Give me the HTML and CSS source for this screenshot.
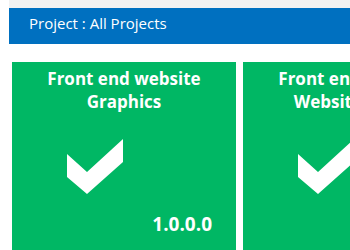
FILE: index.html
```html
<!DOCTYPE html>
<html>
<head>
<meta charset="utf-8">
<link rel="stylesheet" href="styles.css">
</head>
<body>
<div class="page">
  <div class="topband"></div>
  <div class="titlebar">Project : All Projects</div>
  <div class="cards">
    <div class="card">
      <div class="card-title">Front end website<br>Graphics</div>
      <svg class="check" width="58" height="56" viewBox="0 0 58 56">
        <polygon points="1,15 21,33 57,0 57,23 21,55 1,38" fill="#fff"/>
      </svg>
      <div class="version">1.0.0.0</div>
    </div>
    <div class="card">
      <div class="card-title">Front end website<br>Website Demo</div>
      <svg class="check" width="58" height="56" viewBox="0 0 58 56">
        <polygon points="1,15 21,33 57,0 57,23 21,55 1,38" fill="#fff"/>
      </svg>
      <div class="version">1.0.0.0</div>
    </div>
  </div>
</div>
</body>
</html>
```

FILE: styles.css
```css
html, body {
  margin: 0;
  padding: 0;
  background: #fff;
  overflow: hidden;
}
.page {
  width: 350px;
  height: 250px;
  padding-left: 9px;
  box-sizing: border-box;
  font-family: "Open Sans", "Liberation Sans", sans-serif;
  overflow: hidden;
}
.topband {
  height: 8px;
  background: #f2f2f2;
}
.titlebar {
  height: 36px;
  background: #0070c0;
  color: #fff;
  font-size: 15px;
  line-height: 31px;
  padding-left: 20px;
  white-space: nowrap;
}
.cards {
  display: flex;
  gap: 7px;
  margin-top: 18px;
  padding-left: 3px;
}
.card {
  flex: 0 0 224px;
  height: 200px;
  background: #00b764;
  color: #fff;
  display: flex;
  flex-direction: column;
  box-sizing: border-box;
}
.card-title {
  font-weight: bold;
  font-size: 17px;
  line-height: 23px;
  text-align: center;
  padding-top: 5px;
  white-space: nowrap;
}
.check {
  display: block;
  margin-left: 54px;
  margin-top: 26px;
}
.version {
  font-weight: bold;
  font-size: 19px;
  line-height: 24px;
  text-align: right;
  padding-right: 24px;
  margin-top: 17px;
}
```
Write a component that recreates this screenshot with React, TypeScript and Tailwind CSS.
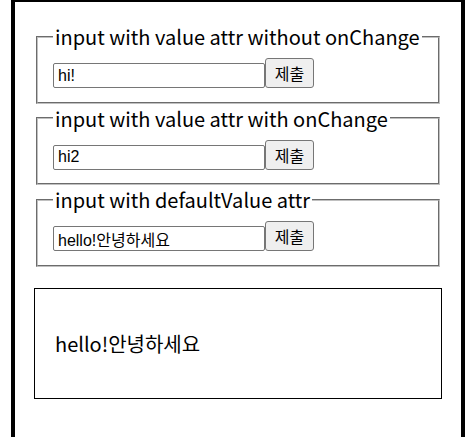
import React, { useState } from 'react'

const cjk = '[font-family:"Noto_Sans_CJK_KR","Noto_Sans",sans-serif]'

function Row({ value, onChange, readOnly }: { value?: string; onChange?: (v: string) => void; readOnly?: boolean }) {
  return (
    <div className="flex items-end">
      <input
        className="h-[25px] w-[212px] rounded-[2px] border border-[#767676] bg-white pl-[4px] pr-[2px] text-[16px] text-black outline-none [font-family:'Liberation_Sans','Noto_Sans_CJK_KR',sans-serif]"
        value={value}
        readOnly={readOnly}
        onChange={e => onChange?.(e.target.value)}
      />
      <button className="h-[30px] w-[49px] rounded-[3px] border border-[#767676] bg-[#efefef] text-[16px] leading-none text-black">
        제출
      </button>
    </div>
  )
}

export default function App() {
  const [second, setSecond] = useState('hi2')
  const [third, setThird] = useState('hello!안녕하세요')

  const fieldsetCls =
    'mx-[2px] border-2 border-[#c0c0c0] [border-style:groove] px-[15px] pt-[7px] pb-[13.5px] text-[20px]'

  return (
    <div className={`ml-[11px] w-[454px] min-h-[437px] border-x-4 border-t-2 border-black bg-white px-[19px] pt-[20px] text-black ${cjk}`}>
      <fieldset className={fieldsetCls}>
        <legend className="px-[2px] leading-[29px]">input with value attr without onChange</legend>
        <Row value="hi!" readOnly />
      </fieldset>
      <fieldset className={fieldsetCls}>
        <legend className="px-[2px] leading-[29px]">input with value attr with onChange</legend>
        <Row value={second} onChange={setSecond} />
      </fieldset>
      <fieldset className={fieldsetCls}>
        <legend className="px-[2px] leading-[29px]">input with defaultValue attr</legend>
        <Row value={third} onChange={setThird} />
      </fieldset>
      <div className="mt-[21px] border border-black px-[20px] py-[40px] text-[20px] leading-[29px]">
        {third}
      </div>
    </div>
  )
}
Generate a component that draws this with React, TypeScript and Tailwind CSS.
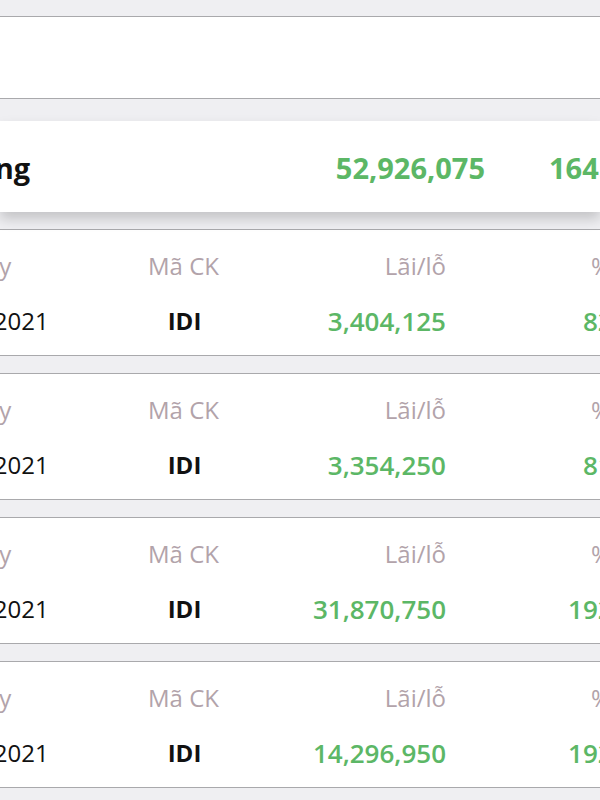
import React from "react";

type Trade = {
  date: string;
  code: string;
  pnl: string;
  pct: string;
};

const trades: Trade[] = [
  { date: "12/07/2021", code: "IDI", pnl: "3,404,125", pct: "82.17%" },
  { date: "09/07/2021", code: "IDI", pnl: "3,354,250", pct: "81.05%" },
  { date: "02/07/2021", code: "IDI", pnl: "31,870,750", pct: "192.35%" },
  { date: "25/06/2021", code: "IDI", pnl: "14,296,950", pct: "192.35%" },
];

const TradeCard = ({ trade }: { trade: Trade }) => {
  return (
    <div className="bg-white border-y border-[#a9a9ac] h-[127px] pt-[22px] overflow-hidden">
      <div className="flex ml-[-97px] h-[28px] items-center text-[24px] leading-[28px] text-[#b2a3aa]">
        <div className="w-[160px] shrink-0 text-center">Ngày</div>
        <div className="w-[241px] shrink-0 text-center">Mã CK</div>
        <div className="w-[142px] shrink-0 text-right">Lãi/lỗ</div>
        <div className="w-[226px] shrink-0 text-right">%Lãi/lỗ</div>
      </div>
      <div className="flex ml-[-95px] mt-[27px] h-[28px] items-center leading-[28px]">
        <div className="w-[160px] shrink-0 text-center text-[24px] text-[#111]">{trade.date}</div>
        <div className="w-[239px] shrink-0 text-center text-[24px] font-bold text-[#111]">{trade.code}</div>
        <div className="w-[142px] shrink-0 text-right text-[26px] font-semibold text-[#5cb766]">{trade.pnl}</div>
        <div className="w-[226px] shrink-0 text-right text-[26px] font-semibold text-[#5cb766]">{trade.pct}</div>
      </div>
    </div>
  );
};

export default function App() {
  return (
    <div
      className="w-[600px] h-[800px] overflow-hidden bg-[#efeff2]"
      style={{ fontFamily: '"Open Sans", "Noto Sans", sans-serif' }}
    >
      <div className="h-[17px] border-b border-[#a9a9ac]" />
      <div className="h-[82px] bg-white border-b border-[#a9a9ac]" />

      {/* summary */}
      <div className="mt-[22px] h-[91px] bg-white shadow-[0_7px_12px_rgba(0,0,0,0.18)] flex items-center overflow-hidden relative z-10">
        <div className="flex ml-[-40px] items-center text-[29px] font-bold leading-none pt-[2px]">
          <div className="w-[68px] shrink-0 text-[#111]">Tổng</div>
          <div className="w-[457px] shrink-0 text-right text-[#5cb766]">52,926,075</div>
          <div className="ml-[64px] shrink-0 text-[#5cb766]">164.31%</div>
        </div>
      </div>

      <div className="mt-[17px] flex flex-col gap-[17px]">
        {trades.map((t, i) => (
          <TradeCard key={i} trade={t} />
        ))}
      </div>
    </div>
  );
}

━━━━━━━━

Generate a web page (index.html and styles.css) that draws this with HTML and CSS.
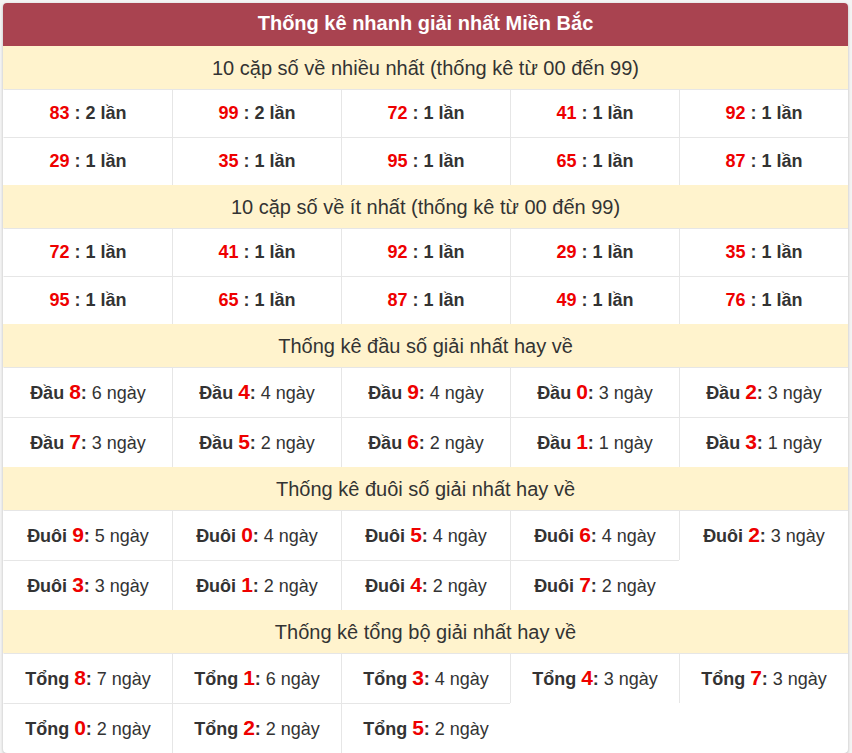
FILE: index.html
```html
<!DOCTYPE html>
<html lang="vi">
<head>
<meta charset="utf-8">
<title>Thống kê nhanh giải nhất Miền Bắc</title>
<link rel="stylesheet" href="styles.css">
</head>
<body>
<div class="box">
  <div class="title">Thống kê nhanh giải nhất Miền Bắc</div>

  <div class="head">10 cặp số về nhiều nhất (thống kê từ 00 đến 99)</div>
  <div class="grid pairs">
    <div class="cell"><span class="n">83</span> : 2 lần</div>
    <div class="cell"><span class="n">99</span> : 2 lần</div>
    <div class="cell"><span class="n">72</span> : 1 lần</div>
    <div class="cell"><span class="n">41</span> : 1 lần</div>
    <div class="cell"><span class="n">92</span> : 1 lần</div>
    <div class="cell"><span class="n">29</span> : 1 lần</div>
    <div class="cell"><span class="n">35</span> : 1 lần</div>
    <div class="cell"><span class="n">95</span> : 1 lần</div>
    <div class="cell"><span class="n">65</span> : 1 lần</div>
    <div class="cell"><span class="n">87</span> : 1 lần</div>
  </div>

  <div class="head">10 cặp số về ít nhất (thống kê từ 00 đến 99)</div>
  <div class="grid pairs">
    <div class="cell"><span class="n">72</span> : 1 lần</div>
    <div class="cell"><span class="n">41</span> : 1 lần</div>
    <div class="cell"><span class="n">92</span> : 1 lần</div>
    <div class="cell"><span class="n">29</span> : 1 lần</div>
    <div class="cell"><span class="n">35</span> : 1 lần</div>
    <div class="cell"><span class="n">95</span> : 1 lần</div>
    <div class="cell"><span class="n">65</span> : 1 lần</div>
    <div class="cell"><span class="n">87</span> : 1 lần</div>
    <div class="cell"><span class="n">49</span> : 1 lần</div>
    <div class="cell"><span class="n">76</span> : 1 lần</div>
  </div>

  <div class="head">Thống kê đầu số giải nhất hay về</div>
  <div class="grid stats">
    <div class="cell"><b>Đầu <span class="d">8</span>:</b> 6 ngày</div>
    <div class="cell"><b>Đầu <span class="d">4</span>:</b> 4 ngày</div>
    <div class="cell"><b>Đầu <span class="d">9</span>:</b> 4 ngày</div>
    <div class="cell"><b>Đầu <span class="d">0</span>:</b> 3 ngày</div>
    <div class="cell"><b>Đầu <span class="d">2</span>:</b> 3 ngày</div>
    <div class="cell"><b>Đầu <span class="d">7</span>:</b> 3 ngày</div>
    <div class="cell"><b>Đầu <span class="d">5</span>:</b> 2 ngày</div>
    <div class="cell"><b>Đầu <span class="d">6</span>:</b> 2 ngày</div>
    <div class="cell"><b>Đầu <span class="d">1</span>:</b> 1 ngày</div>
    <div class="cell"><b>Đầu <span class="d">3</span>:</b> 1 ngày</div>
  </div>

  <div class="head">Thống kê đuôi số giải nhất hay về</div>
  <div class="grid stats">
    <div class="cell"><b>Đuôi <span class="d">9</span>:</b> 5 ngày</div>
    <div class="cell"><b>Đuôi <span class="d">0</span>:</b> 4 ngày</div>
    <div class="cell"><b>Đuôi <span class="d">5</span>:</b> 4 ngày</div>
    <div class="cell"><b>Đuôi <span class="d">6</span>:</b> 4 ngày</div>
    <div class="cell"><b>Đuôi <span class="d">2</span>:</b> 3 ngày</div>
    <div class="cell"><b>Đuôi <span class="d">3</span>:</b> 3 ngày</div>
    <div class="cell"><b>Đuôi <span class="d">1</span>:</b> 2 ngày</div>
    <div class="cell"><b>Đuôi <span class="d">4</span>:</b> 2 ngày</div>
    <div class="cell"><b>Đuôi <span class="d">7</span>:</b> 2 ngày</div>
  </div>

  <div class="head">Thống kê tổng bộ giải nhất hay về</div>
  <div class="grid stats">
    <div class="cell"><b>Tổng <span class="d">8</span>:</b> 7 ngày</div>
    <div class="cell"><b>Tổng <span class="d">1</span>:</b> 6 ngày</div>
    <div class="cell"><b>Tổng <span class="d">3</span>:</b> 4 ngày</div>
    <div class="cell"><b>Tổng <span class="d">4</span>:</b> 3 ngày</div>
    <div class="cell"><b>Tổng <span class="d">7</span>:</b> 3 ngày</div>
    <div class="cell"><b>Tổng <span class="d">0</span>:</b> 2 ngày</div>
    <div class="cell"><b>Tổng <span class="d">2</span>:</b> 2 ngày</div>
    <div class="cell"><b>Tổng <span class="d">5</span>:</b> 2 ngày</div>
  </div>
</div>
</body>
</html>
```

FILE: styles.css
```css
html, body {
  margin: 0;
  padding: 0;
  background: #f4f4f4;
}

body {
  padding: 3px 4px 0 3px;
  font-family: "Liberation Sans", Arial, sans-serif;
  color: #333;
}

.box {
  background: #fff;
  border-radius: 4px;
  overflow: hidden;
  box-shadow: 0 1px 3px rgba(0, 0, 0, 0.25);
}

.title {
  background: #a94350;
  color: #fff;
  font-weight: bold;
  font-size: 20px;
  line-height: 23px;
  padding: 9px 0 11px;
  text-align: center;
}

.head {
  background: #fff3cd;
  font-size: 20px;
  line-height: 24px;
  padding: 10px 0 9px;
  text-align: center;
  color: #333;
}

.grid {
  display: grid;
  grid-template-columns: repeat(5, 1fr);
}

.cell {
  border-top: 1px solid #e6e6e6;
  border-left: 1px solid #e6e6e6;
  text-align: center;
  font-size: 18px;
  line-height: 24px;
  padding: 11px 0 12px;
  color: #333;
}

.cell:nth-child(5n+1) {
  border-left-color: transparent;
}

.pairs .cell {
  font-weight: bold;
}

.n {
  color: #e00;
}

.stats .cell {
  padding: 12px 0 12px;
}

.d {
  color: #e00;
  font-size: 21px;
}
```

━━━━━━━━

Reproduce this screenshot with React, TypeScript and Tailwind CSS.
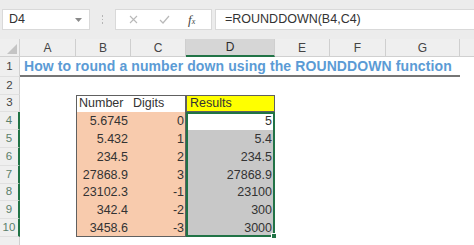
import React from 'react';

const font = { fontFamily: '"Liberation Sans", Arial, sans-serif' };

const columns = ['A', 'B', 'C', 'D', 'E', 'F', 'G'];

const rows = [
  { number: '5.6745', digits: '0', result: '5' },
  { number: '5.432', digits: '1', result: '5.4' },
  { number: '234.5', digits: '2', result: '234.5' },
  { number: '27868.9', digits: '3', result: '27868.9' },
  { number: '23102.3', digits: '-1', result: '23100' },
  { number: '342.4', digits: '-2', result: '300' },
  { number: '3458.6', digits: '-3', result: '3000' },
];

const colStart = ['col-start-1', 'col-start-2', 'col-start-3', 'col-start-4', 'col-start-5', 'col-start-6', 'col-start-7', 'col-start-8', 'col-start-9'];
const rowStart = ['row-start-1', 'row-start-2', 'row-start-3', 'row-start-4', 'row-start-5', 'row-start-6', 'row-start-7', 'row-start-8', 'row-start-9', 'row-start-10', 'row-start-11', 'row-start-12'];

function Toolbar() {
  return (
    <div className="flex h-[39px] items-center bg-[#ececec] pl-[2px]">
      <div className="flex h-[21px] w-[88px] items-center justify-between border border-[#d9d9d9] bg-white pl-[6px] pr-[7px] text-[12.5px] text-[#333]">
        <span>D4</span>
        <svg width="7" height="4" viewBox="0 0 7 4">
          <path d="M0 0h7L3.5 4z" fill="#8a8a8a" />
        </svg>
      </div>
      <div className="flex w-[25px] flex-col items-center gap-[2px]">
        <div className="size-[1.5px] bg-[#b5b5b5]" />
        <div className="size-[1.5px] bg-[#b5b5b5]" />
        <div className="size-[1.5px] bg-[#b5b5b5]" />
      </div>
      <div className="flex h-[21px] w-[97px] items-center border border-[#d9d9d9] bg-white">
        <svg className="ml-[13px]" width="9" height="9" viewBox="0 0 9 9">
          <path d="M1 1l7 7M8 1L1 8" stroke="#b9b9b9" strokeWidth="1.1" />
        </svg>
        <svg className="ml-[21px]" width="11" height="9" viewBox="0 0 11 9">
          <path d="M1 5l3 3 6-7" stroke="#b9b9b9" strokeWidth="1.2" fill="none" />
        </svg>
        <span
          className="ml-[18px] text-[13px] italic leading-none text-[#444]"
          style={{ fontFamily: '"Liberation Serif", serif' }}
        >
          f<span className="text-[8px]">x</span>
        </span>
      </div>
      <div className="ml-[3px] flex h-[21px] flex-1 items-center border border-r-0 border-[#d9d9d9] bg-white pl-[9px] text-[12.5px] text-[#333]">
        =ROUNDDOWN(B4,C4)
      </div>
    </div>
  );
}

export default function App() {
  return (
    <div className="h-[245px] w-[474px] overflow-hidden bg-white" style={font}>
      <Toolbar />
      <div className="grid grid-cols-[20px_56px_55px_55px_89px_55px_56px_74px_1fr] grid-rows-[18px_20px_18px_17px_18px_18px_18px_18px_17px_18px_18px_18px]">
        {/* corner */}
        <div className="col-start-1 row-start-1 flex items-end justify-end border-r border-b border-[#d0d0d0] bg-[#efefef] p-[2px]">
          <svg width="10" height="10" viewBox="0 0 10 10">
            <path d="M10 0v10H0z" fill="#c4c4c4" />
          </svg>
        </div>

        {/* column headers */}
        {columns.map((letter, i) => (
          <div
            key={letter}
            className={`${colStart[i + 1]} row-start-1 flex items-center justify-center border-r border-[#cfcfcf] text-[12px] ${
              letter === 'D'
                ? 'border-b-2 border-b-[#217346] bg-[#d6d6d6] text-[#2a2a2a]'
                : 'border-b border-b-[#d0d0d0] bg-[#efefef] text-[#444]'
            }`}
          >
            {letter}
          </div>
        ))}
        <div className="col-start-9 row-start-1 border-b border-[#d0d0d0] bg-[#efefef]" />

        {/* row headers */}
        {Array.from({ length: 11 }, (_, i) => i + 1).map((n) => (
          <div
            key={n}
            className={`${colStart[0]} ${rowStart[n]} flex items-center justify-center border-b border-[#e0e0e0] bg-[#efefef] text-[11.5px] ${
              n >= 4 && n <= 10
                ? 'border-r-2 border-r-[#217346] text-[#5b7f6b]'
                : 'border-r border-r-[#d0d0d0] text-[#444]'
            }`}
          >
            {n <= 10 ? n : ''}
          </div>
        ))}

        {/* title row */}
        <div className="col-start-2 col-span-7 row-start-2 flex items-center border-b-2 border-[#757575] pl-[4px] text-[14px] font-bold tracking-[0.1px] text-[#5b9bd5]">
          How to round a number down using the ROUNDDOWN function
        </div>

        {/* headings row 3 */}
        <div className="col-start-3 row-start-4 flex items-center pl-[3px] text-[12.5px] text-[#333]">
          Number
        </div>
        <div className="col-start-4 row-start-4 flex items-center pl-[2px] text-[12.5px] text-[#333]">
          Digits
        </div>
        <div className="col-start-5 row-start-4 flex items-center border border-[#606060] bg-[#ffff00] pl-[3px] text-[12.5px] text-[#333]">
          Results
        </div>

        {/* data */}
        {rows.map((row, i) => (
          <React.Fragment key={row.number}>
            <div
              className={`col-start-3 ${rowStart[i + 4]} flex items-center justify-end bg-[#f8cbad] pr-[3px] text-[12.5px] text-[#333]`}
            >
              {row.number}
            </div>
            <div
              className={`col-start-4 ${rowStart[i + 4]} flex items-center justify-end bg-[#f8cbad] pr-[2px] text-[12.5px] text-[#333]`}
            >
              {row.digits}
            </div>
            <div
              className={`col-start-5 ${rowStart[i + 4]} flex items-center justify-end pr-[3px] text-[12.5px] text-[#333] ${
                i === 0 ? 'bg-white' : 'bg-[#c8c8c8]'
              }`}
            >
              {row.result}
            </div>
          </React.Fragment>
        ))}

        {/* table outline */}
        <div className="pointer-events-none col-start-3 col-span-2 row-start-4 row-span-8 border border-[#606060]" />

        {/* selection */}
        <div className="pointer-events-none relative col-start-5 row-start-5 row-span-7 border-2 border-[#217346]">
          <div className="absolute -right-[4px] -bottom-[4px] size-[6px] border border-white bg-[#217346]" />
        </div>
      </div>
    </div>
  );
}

━━━━━━━━

* [EXERCISE DIRECTIONS] Where a line in the material contains "screenshot", copy that line.

* [WRITTEN ANSWER]
Give me the HTML and CSS source for this screenshot.
Write a component that recreates this screenshot with React, TypeScript and Tailwind CSS.
Reproduce this screenshot with React, TypeScript and Tailwind CSS.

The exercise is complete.